読書レビュー:天本英世『日本人への遺書』
集団幻想とそれをどう扱うかについて考えさせられました。
集団幻想というのは、崩壊させる要素を排除することによって維持されています。
戦時中「非国民」と呼ばれたカテゴリは、現代ではどう呼ばれるのか不明ですが、「自分の意見がある人」は、排除の対象になります。

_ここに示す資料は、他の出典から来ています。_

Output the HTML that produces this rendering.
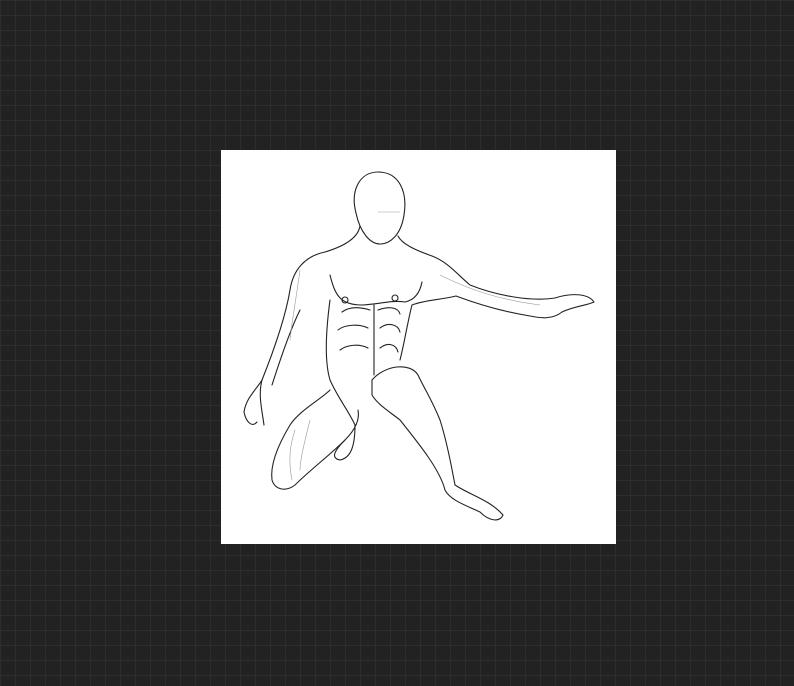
<!DOCTYPE html>
<html><head><style>
html,body{margin:0;padding:0}
body{width:794px;height:686px;overflow:hidden;background-color:#222;
background-image:linear-gradient(to right,#2d2d2d 1px,transparent 1px),linear-gradient(to bottom,#2d2d2d 1px,transparent 1px);
background-size:15px 15px;position:relative}
.card{position:absolute;left:221px;top:150px;width:395px;height:394px;background:#fff}
svg{position:absolute;left:0;top:0}
</style></head><body>
<div class="card">
<svg width="395" height="394" viewBox="221 150 395 394" fill="none" stroke="#222" stroke-width="1.1" stroke-linecap="round" stroke-linejoin="round">
<path d="M356 213 C350 190 360 172 378 172 C398 172 408 190 404 215 C401 235 390 244 380 244 C370 244 360 232 356 213 Z"/>
<path d="M378 212 L400 212" stroke="#999" stroke-width=".6"/>
<path d="M360 226 C358 238 345 246 325 252"/>
<path d="M398 236 C402 244 415 250 432 256"/>
<path d="M325 252 C305 256 293 270 290 290 C285 320 272 355 262 380 C256 390 246 398 244 412 C246 422 252 428 257 422"/>
<path d="M262 380 C258 395 262 410 264 425"/>
<path d="M272 385 C280 360 290 330 300 310"/>
<path d="M432 256 C448 262 458 275 470 285 C495 295 530 302 555 298 C570 293 588 293 594 302 C585 306 575 306 562 312 C552 320 540 318 530 316 C505 312 480 305 456 296"/>
<path d="M456 296 C440 300 425 300 412 305 C408 320 405 340 400 360"/>
<path d="M330 275 C335 295 340 305 362 305 C380 304 392 300 405 302 C415 300 420 292 422 282"/>
<path d="M342 312 C350 306 360 307 370 310 M378 310 C388 306 398 307 400 314"/>
<path d="M338 330 C345 324 360 324 368 328 M380 328 C388 322 398 324 400 332"/>
<path d="M340 350 C348 344 360 344 368 348 M380 348 C388 342 396 344 398 352"/>
<path d="M374 305 L374 375"/>
<path d="M330 300 C326 330 324 360 330 380 C338 398 348 410 355 425"/>
<path d="M372 380 C385 365 410 362 418 375 C425 390 432 400 440 420 C448 445 452 470 455 485 C470 495 490 500 503 515 C500 522 490 522 480 512 C465 505 450 500 445 490 C440 470 420 445 400 420 C390 412 378 405 372 395 Z"/>
<path d="M330 390 C320 400 300 410 290 425 C278 445 270 465 272 480 C275 490 286 492 295 485 C310 470 330 455 345 440 C355 430 360 420 358 410"/>
<path d="M345 440 C335 450 330 458 340 460 C350 458 355 448 355 425"/>
<path d="M295 430 C290 445 288 460 292 480 M310 420 C305 440 300 460 300 470" stroke="#999" stroke-width=".6"/>
<path d="M300 270 C296 300 292 320 290 340 M440 275 C470 290 500 300 540 305" stroke="#999" stroke-width=".6"/>
<circle cx="345" cy="300" r="3"/><circle cx="395" cy="298" r="3"/>
</svg>
</div>
</body></html>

「私はこう思う」と発言することは、集団幻想を脅かすことだからです。
集団幻想を維持することに協力的な態度を示すことが社会生活を円滑に送るためにはある程度必要なのかもしれませんが、意見を自由に言える場が失われてしまうことは人間性の消滅に直結します。
p.144『日本人への遺書(メメント) 』
「
日本人は、非常に変わり身が早い民族である。
もともと自分の意見がないから、自分だけの哲学がないから、団体人間になりやすいから、変わり身が早いのだ。これは、日本人の特徴である。そして、日本人の非常に恐ろしいところである。
私は、戦争中の日本人から現在の日本人までをずっと見ているが、日本人の内面は、戦争中も今もあまり変わっていないと思っている。
私は、本当に、日本人は非常に怖い民族だと今でも思っている。